Francis Fry was an English businessman and bibliographer who combined civic engagement in Bristol with meticulous scholarship in early English Bible publishing. He was known for helping steer major industrial and transportation initiatives in the west of England while becoming a leading collector of bibles and testaments. He was also recognized for producing scholarly facsimile reprints of foundational Tyndale New Testaments and related works, supported by detailed bibliographical description. His public orientation generally reflected a reform-minded, Quaker-associated temperament shaped by an abolitionist moral horizon.

Early Life and Education

Francis Fry was born at Westbury-on-Trym, near Bristol, and was educated at a large school at Fishponds in the neighbourhood of Frenchay, run by the Quaker Joel Lean. He began business training at Croydon and then entered the family commercial world in Bristol. From an early stage, he developed a habit of organized study that later carried naturally into both collecting and cataloguing.

Career

From the age of about twenty into middle age, Fry devoted himself to J. S. Fry & Sons, a Bristol cocoa and chocolate manufacturing firm, eventually becoming a partner. Through this role, he helped sustain the commercial stability of a prominent family enterprise. He also treated business work as a platform for broader civic participation rather than an isolated livelihood.

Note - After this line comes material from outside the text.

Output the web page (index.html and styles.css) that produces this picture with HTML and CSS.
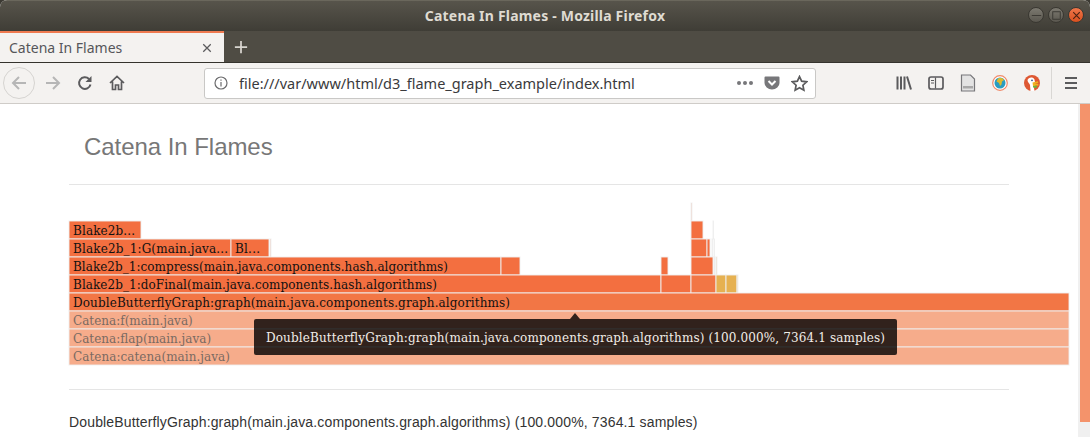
FILE: index.html
```html
<!DOCTYPE html>
<html lang="en">
<head>
    <meta charset="UTF-8">
    <title>Catena In Flames</title>
    <link rel="stylesheet" href="styles.css">
</head>
<body>
    <div class="window">
        <div class="titlebar">
            <span class="window-title">Catena In Flames - Mozilla Firefox</span>
            <div class="window-buttons">
                <span class="win-btn"><svg viewBox="0 0 16 16"><path d="M3 8h10" class="win-glyph"/></svg></span>
                <span class="win-btn"><svg viewBox="0 0 16 16"><rect x="4" y="4" width="8" height="8" class="win-glyph"/></svg></span>
                <span class="win-btn win-close"><svg viewBox="0 0 16 16"><path d="M4.500 4.500l7 7M11.500 4.500l-7 7" class="win-glyph dark"/></svg></span>
            </div>
        </div>

        <div class="tabstrip">
            <div class="tab">
                <span class="tab-label">Catena In Flames</span>
                <svg class="tab-close" viewBox="0 0 12 12"><path d="M1.500 1.500l9 9M10.500 1.500l-9 9"/></svg>
            </div>
            <svg class="new-tab" viewBox="0 0 16 16"><path d="M8 1v14M1 8h14"/></svg>
        </div>

        <div class="toolbar">
            <span class="back-btn">
                <svg class="icon" viewBox="0 0 16 16"><path class="line pale" d="M15 8H2M8 2L2 8l6 6"/></svg>
            </span>
            <svg class="icon forward" viewBox="0 0 16 16"><path class="line pale" d="M1 8h13M8 2l6 6-6 6"/></svg>
            <svg class="icon reload" viewBox="0 0 16 16"><path class="line" d="M13.500 9.500A5.800 5.800 0 1 1 12 4"/><path class="solid" d="M14.500 1v6h-6z"/></svg>
            <svg class="icon home" viewBox="0 0 16 16"><path class="line thin" d="M1 8l7-6.500L15 8M3.500 6.500V14.500H6.500V10H9.500V14.500H12.500V6.500"/></svg>

            <div class="urlbar">
                <svg class="info" viewBox="0 0 14 14"><circle cx="7" cy="7" r="6"/><path d="M7 6v4.500M7 3.500v1.300"/></svg>
                <span class="url">file:///var/www/html/d3_flame_graph_example/index.html</span>
                <span class="dots"><i></i><i></i><i></i></span>
                <svg class="pocket" viewBox="0 0 16 16"><path class="solid" d="M1.500 1.500h13a1 1 0 0 1 1 1V8a7.500 6.500 0 0 1-15 0V2.500a1 1 0 0 1 1-1z"/><path class="pocket-check" d="M4.500 6L8 9.500 11.500 6"/></svg>
                <svg class="star" viewBox="0 0 16 16"><path d="M8 1.500l2 4.300 4.700.6-3.500 3.200.9 4.700L8 12l-4.100 2.300.9-4.700L1.300 6.400 6 5.800z"/></svg>
            </div>

            <div class="tools">
                <svg class="icon" viewBox="0 0 16 16"><path class="line" d="M1.500 1.500v13M5 1.500v13M8.500 1.500v13M11 1.500l4 13"/></svg>
                <svg class="icon" viewBox="0 0 16 16"><rect class="line thin" x="1" y="2" width="14" height="12" rx="2"/><path class="sidebar-lines" d="M7.500 2.500v11M3 5.500h3M3 8h3"/></svg>
                <svg class="icon page-icon" viewBox="0 0 16 18"><path class="page-sheet" d="M1.500 1h9l4 4v12h-13z"/><path class="page-bar" d="M3 12h10v2.500H3z"/></svg>
                <svg class="icon" viewBox="0 0 16 16"><circle cx="8" cy="8" r="7.300" class="globe-ring"/><circle cx="8" cy="8" r="5.500" class="globe-sea"/><path class="globe-land" d="M6 3.500c2-1 5-.5 6 1.500l-2 1.500-.5 3L8 11 7 8 4.500 6.500z"/></svg>
                <svg class="icon" viewBox="0 0 16 16"><circle cx="8" cy="8" r="8" class="duck-bg"/><path class="duck-body" d="M3.500 5C4.500 2 9 1.500 10.500 4.500L11 7.500 10 13l.5 3H6.500L6 10C5.500 8 3.500 7.500 3.500 5z"/><path class="duck-beak" d="M8.500 7.500l5.500-1.300.3 1.600-3.800 1 3.800-.1.200 1.700L9 11z"/><path class="duck-tie" d="M9 11l4-.5-.5 2.500-3.500-.5z"/><circle cx="8" cy="5.300" r=".9" class="duck-eye"/></svg>
            </div>
            <svg class="icon menu" viewBox="0 0 16 16"><path class="line" d="M2 3h12M2 8h12M2 13h12"/></svg>
        </div>

        <div class="viewport">
            <div class="page">
                <div class="header">
                    <h3>Catena In Flames</h3>
                </div>

                <div class="chart">
                    <svg class="flame" width="1000" height="162" viewBox="0 0 1000 162">
                        <rect class="frame" x="622" y="0" width="1" height="18"/>

                        <rect class="frame" x="0" y="18" width="72" height="18"/>
                        <text class="label" x="4" y="32" textLength="62">Blake2b...</text>
                        <rect class="frame" x="622" y="18" width="12" height="18"/>
                        <rect class="frame thin" x="644" y="18" width="0.5" height="18"/>

                        <rect class="frame" x="0" y="36" width="162" height="18"/>
                        <text class="label" x="4" y="50" textLength="155">Blake2b_1:G(main.java...</text>
                        <rect class="frame" x="162" y="36" width="38" height="18"/>
                        <text class="label" x="166" y="50" textLength="25">Bl...</text>
                        <rect class="frame" x="201" y="36" width="1" height="18"/>
                        <rect class="frame" x="622" y="36" width="16" height="18"/>
                        <rect class="frame" x="638" y="36" width="3" height="18"/>
                        <rect class="frame thin" x="643" y="36" width="0.5" height="18"/>
                        <rect class="frame thin" x="645" y="36" width="0.5" height="18"/>

                        <rect class="frame" x="0" y="54" width="432" height="18"/>
                        <text class="label" x="4" y="68" textLength="375">Blake2b_1:compress(main.java.components.hash.algorithms)</text>
                        <rect class="frame" x="432" y="54" width="19" height="18"/>
                        <rect class="frame" x="592" y="54" width="7" height="18"/>
                        <rect class="frame" x="622" y="54" width="22" height="18"/>
                        <rect class="frame thin" x="645" y="54" width="1" height="18"/>
                        <rect class="frame warm" x="647" y="54" width="1" height="18"/>

                        <rect class="frame" x="0" y="72" width="592" height="18"/>
                        <text class="label" x="4" y="86" textLength="364">Blake2b_1:doFinal(main.java.components.hash.algorithms)</text>
                        <rect class="frame" x="592" y="72" width="30" height="18"/>
                        <rect class="frame amber" x="622" y="72" width="25" height="18"/>
                        <rect class="frame warm" x="647" y="72" width="10" height="18"/>
                        <rect class="frame warm" x="657" y="72" width="11" height="18"/>
                        <rect class="frame warm" x="668" y="72" width="1" height="18"/>

                        <rect class="frame amber" x="0" y="90" width="1000" height="18"/>
                        <text class="label" x="4" y="104" textLength="437">DoubleButterflyGraph:graph(main.java.components.graph.algorithms)</text>

                        <rect class="frame pale" x="0" y="108" width="1000" height="18"/>
                        <text class="label faded" x="4" y="122">Catena:f(main.java)</text>
                        <rect class="frame pale" x="0" y="126" width="1000" height="18"/>
                        <text class="label faded" x="4" y="140">Catena:flap(main.java)</text>
                        <rect class="frame pale" x="0" y="144" width="1000" height="18"/>
                        <text class="label faded" x="4" y="158" textLength="157">Catena:catena(main.java)</text>
                    </svg>
                    <div class="tooltip">DoubleButterflyGraph:graph(main.java.components.graph.algorithms) (100.000%, 7364.1 samples)</div>
                </div>

                <div class="details">DoubleButterflyGraph:graph(main.java.components.graph.algorithms) (100.000%, 7364.1 samples)</div>
            </div>
            <div class="scrollbar"><div class="thumb"></div></div>
        </div>
    </div>
</body>
</html>
```

FILE: styles.css
```css
html, body {
    margin: 0;
    padding: 0;
    height: 100%;
    background-color: #3c3a33;
    overflow: hidden;
}

.window {
    width: 1090px;
    height: 437px;
    display: flex;
    flex-direction: column;
    overflow: hidden;
    border-radius: 7px 7px 0 0;
    background-color: #fff;
}

/* window title bar */
.titlebar {
    height: 31px;
    flex: none;
    display: flex;
    align-items: center;
    justify-content: center;
    position: relative;
    box-sizing: border-box;
    padding-bottom: 2px;
    border-top: 1px solid #6a675c;
    background: linear-gradient(#57544b, #3f3d36);
}

.window-title {
    font-family: "Noto Sans", sans-serif;
    font-size: 14px;
    font-weight: bold;
    color: #dfdbd2;
    letter-spacing: 0.2px;
}

.window-buttons {
    position: absolute;
    right: 6px;
    top: 6px;
    display: flex;
    gap: 4px;
}

.win-btn {
    width: 16px;
    height: 16px;
    box-sizing: border-box;
    border-radius: 50%;
    background: linear-gradient(#7c7970, #5a574f);
    border: 0.5px solid #3a3832;
    display: block;
}

.win-btn svg {
    display: block;
    width: 15px;
    height: 15px;
}

.win-close {
    background: linear-gradient(#f0764a, #d9501f);
}

.win-glyph {
    fill: none;
    stroke: #3a3832;
    stroke-width: 1;
}

.win-glyph.dark {
    stroke: #4a2212;
    stroke-width: 1.2;
}

/* tabs */
.tabstrip {
    height: 32px;
    flex: none;
    box-sizing: border-box;
    display: flex;
    align-items: center;
    background-color: #4f4c44;
    border-bottom: 1px solid #35332d;
}

.tab {
    width: 224px;
    height: 31px;
    box-sizing: border-box;
    display: flex;
    align-items: center;
    justify-content: space-between;
    padding: 0 12px 0 9px;
    background-color: #f4f2f0;
    border-top: 2px solid #ef7a50;
}

.tab-label {
    font-family: "Noto Sans", sans-serif;
    font-size: 14px;
    color: #56565a;
}

.tab-close {
    width: 10px;
    height: 10px;
    fill: none;
    stroke: #5a5a5c;
    stroke-width: 1.5;
}

.new-tab {
    width: 14px;
    height: 14px;
    margin-left: 10px;
    fill: none;
    stroke: #d8d5cf;
    stroke-width: 2;
}

/* navigation toolbar */
.toolbar {
    height: 41px;
    flex: none;
    box-sizing: border-box;
    display: flex;
    align-items: center;
    padding-left: 3px;
    background-color: #f4f2f0;
    border-bottom: 1px solid #cfccc8;
}

.icon {
    width: 16px;
    height: 16px;
    flex: none;
}

.line {
    fill: none;
    stroke: #5b5b5d;
    stroke-width: 2;
}

.line.thin {
    stroke-width: 1.7;
}

.line.pale {
    stroke: #b6b6b6;
}

.solid {
    fill: #5b5b5d;
}

.back-btn {
    width: 32px;
    height: 32px;
    box-sizing: border-box;
    border: 1px solid #d6d4d1;
    border-radius: 50%;
    display: flex;
    align-items: center;
    justify-content: center;
}

.forward {
    margin-left: 10px;
}

.reload {
    margin-left: 16px;
}

.home {
    margin-left: 16px;
}

.urlbar {
    width: 612px;
    height: 31px;
    margin-left: 79px;
    flex: none;
    box-sizing: border-box;
    display: flex;
    align-items: center;
    padding: 0 7px 0 9px;
    background-color: #fff;
    border: 1px solid #c9c8c6;
    border-radius: 3px;
}

.info {
    width: 14px;
    height: 14px;
    flex: none;
    fill: none;
    stroke: #6b6b6d;
    stroke-width: 1.2;
}

.url {
    flex: 1;
    margin-left: 11px;
    font-family: "Noto Sans", sans-serif;
    font-size: 14.5px;
    color: #3a3a3c;
}

.dots {
    display: flex;
    gap: 2px;
    margin-right: 11px;
}

.dots i {
    width: 4px;
    height: 4px;
    border-radius: 50%;
    background-color: #77777a;
}

.pocket {
    width: 16px;
    height: 16px;
    margin-right: 11px;
}

.pocket .solid {
    fill: #77777a;
}

.pocket-check {
    fill: none;
    stroke: #fff;
    stroke-width: 2;
}

.star {
    width: 17px;
    height: 17px;
    fill: none;
    stroke: #5b5b5d;
    stroke-width: 1.6;
}

.tools {
    display: flex;
    align-items: center;
    gap: 16px;
    margin-left: 80px;
    padding-right: 11px;
    border-right: 1px solid #d9d7d4;
    height: 32px;
}

.page-icon {
    height: 18px;
}

.page-sheet {
    fill: #e3e3e3;
    stroke: #77777a;
    stroke-width: 1.2;
}

.page-bar {
    fill: #a8a8a8;
}

.sidebar-lines {
    fill: none;
    stroke: #5b5b5d;
    stroke-width: 1.2;
}

.globe-ring {
    fill: #fff;
    stroke: #f08a6a;
    stroke-width: 1.2;
}

.globe-sea {
    fill: #2a9cc0;
}

.globe-land {
    fill: #d9b92f;
}

.duck-bg {
    fill: #de5833;
}

.duck-body {
    fill: #fff;
}

.duck-beak {
    fill: #f0b020;
}

.duck-tie {
    fill: #6cb33f;
}

.duck-eye {
    fill: #2d4f8e;
}

.menu {
    margin-left: 11px;
}

/* page area */
.viewport {
    flex: 1;
    min-height: 0;
    display: flex;
    background-color: #fff;
}

.page {
    flex: 1;
    padding-left: 69px;
    font-family: "Liberation Sans", Arial, sans-serif;
}

.header {
    width: 940px;
    height: 81px;
    box-sizing: border-box;
    padding: 29px 0 0 15px;
    border-bottom: 1px solid #e5e5e5;
}

h3 {
    margin: 0;
    font-size: 24px;
    font-weight: normal;
    line-height: 28px;
    letter-spacing: -0.05px;
    color: #777;
}

.chart {
    position: relative;
    width: 1000px;
    height: 186px;
    margin-top: 18px;
    box-sizing: border-box;
}

.flame {
    display: block;
    overflow: visible;
}

.frame {
    fill: #f36f40;
    stroke: #eee;
    stroke-width: 1;
    stroke-opacity: 0.9;
}

.frame.thin {
    fill: #ddd;
}

.frame.amber {
    fill: #f27645;
}

.frame.warm {
    fill: #e3a83e;
    fill-opacity: 0.9;
}

.frame.pale {
    fill: #f6ac8b;
}

.label {
    font-family: "DejaVu Serif", serif;
    font-size: 12px;
    fill: #111;
}

.label.faded {
    fill: #7a6a62;
}

.tooltip {
    position: absolute;
    left: 185px;
    top: 116px;
    height: 36px;
    box-sizing: border-box;
    padding: 2px 12px 0;
    display: flex;
    align-items: center;
    white-space: nowrap;
    font-family: "DejaVu Serif", serif;
    font-size: 12px;
    letter-spacing: 0.13px;
    color: #f2ede8;
    background-color: rgba(0, 0, 0, 0.8);
    border-radius: 2px;
}

.tooltip::before {
    content: "";
    position: absolute;
    left: 316px;
    top: -6px;
    border-left: 5px solid transparent;
    border-right: 5px solid transparent;
    border-bottom: 6px solid rgba(0, 0, 0, 0.8);
}

.details {
    width: 940px;
    box-sizing: border-box;
    border-top: 1px solid #e5e5e5;
    padding-top: 22px;
    font-size: 14px;
    line-height: 20px;
    letter-spacing: 0.15px;
    color: #333;
}

.scrollbar {
    width: 12px;
    flex: none;
    padding-left: 2px;
    box-sizing: border-box;
    background-color: #f0f0f0;
}

.thumb {
    height: 318px;
    background-color: #f4936b;
}
```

Fry participated in the introduction of railways in western England and served on the board of the Bristol and Gloucester Railway. He kept his position through various amalgamations, remaining in place until the line united with the Midland Railway. His railway involvement extended beyond a single company, reflecting a practical interest in national infrastructure and economic connectivity.

He also worked as a director of the Bristol and Exeter Railway and the South Devon Railway, along with other companies. This phase of his career showed how his administrative competence moved between private enterprise and public-facing development projects. It also positioned him among the kinds of local decision-makers who could translate planning into operating systems.

During this period, Fry took a major share in managing the Bristol Waterworks beginning in 1846 and maintained his involvement until his death. He therefore engaged with municipal life in a direct, operational way, tied to an essential public service. The longevity of his role suggested a sustained commitment to institutional stewardship.

In 1839 Fry moved to Cotham, Bristol, and he and his brother Richard acquired Cotham Lodge and its estate, later rebuilding the house. The relocation reflected a deepening integration into Bristol’s civic geography. It also coincided with the expansion of his involvement across rail, water, and cultural organizations.

Fry’s public commitments included abolitionist activism connected to the Society of Friends. In 1850 he traveled to Northern Italy as part of a deputation, seeking support from various crowned heads for the abolition of slavery. The trip positioned him as a figure willing to carry moral arguments into diplomatic settings.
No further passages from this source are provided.